>>>

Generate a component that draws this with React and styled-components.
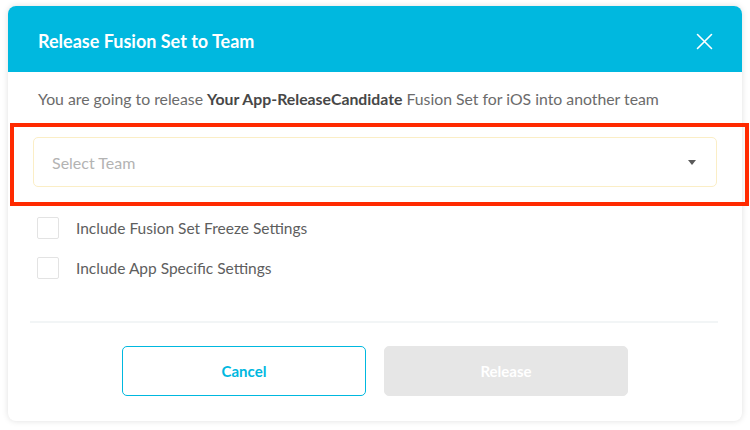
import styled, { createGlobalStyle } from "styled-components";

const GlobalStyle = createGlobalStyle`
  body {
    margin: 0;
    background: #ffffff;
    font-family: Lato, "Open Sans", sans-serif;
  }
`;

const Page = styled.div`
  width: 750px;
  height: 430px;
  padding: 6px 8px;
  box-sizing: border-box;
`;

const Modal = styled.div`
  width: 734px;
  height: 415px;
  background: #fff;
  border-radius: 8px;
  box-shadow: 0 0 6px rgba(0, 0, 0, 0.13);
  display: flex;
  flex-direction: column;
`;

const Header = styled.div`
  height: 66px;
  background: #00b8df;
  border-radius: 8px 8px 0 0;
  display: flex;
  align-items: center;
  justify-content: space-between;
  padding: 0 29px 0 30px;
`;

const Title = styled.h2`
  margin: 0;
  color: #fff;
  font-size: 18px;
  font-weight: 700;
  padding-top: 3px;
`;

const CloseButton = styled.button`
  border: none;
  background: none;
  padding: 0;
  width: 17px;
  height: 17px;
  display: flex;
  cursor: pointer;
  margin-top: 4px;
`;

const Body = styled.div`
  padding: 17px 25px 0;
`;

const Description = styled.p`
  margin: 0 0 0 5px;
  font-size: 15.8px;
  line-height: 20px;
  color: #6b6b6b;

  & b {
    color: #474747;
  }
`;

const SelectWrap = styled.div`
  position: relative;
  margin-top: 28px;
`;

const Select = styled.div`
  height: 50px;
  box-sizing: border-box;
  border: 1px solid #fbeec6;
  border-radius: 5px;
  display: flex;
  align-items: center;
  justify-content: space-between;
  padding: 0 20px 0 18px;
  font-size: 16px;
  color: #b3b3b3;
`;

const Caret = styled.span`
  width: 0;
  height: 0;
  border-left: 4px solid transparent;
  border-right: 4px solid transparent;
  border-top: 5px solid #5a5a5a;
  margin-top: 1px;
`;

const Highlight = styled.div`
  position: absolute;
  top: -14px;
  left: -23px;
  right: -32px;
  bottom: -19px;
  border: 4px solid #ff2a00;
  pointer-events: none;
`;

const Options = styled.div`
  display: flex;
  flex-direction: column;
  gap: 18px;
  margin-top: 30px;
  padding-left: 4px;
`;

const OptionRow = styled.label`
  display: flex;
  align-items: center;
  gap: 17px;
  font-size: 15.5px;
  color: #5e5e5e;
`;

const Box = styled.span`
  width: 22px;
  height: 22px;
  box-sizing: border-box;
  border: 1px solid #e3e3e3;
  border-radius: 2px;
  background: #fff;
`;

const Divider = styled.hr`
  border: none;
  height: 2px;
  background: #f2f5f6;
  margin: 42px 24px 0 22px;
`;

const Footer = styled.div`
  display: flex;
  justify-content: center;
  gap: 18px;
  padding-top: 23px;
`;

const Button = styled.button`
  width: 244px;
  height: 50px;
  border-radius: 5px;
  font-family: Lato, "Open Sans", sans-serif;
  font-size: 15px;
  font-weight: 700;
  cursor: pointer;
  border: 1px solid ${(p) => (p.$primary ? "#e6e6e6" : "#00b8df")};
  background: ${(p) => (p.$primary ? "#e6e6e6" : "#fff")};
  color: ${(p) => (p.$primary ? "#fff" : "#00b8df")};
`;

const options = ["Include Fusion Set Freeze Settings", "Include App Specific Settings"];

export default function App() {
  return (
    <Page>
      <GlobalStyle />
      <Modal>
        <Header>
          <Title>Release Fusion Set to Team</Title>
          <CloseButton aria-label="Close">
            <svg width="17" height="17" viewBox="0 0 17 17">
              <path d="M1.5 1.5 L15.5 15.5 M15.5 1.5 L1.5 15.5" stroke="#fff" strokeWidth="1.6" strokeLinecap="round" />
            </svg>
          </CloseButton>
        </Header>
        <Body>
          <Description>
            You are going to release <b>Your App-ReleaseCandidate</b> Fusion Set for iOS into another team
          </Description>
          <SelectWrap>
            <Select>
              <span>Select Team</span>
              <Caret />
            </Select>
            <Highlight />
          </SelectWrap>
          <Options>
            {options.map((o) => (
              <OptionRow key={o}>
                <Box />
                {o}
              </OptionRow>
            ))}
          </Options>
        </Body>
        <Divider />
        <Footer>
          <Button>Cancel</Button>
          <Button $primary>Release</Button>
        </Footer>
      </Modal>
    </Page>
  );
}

<<<

Written problem » Select all lines in the listing that include the word "components".

Response for this exercise »
Generate a component that draws this with React and styled-components.
import styled, { createGlobalStyle } from "styled-components";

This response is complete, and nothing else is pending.